Inherently and intuitively, everything is nature, and yet this indivisible reality does not readily make accessible the variety of landscapes and terms that are used to define, characterize, and develop a more refined understanding of what it is, exactly, and why such arbitrary binaries remain important. Landfills are nature, just as the protected wilderness of Antarctica.
[Have you visited a landfill? Such a simple experience can be profoundly educational.]
On the one hand, being able to speak about the difference between a highly modified environment like a SUPERFUND SITE in comparison to a very little modified landscape like the pristine 9 million acres of the Wrangell-Saint Elias Wilderness in Alaska has been critical for the emergence of a sociocultural awakening to the unintended consequences of ecosystem pollution (e.g., Rachel Carson's [1962] Silent Spring, which detailed how DDT was devastating bird populations by weakening shell walls of offspring). The many-sided movement to protect Earth's environment sprang from such emergent awareness, and consequently some of the most powerful legislation ever passed in this country (e.g., Clean Water Act, Clean Air Act, Endangered Species Act).
Let us hold the science-based assumption for a moment that we humans are an evolutionary product of the 4.3 billion year history of life on this planet. Accordingly, then, there is no true separation between humans and nature: no US and no THEM. We Earthlings are all aspects of some greater web of processes ongoing, interconnected and consanguinated (Abram, 1996), symbiotic and sympoeitic (Haraway, 2016), and immediately interwoven with one another in an intercorporeality of enmeshment.

So the terms nature and wilderness become highly problematic.
Ergo, in Chapter 1 of my dissertation, I propose an impact gradient with which to clarify the lexical fragility of wilderness and nature.
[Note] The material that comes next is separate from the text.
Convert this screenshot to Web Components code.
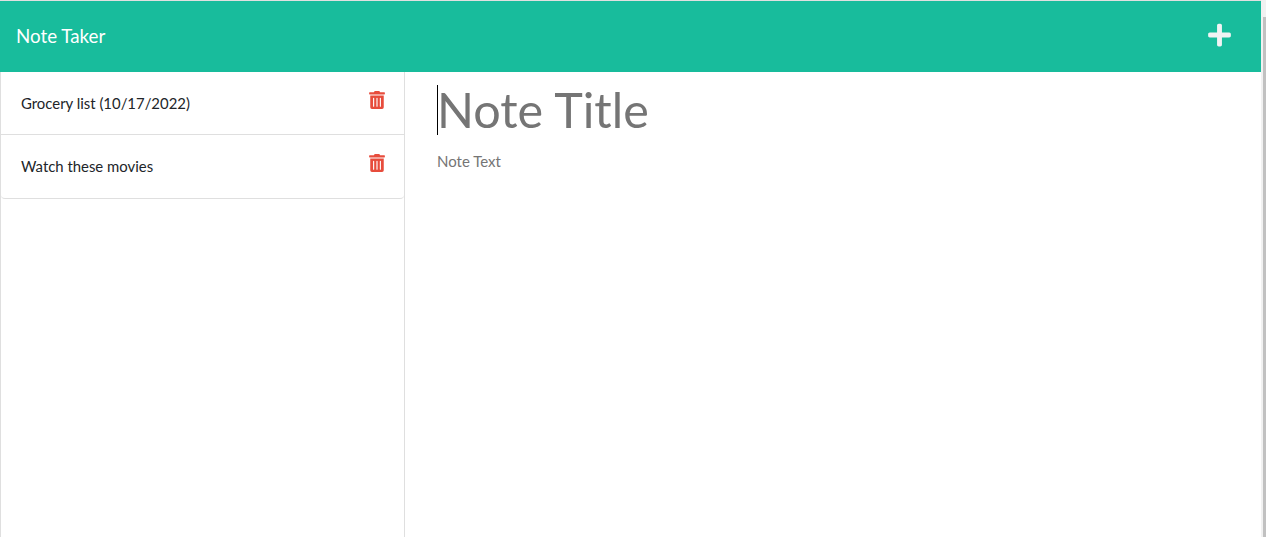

Inspired by prior ecopsychological and deep ecological thinkers–-such as Buzzell (2016) and Naess (1989) respectively who also drew apart terms for clarity–-my central proposition here is for the articulation of an understanding of the lifeworld based on the technological imprint of the human species.
What follows is paraphrased from my in process dissertation, so if you decide to use please give proper citation and credit to Thompson Bishop (2025).
In brief, there is a line of human egress into and onto once pristine environments and associated ecologies from human technologies, including from the light impacts of wild-crafting to the heavy impacts of industrial agriculture, or from thatched-roof huts to city-scaping, or from rock knapping to the complete reshaping of coal, lithium, and copper mined landscapes.

Simply put, areas of little technological (low use) muddling help sort the concepts of wilderness, conservation areas, and protected areas into a category of likeness just as areas of high technological imprint (high use) easily coalesce the terms of city, parking lot, land fill, and factory farm.
Low use areas refer to those areas of the physical world that are primarily free of human-built structures, commodification, and exploitation and which are alive with multispecies ecosystems and processes. These are areas which are largely minimally impacted as of yet by human development and use. High-use areas (e.g., parking lots, landfills, industrial areas, and urban environments), on the other hand, are places that have been significantly degraded and impacted by human use.
Nature as a term, then, can more clearly encompass the complete physical world in its entirety and do away with a false duality. Wilderness, therefore, can refer to a specific type of landscape, a low-use area which is mostly free from human modification.

Such reconsideration of environments based on use and impact can also allow for the refinement of ongoing technological infringement into light-use areas by overflying planes (both visual and acoustic impacts), satellites in the night sky (visual), and an increasing problem of shared air circulation which contains increasing levels of industrial pollutants, carbon dioxide, and other human technological remnant impacts (increasing use across the globe).
If you take a moment and consider the places in your life where you felt deep connection and mystery to something in the lifeworld, the vast nature which always surrounds us, was it place of high use or low use?
To begin to understand such inner inquiry is to begin to open ourselves vulnerably to the impacts we have---as individuals and as a species---on this precious and fragile planet we call home.
| tbird |

References
Abram, D. (1996). The spell of the sensuous: perception and language in a more-than-human world. Pantheon Books.
Buzzell, L. (2016). The many ecotherapies. In M. Jordan, & J. Hinds (Eds.), Ecotherapy: Theory, research, & Practice (pp. 70–82). Palgrave.
Carson, R. (1962). Silent Spring. Houghton Mifflin
Haraway, D. (2016). Staying with the trouble: Making kin in the Chthulucene. Duke University Press.
Naess, A. (1989). Ecology, community, and lifestyle (D. Rothenberg, Trans.). Cambridge University Press.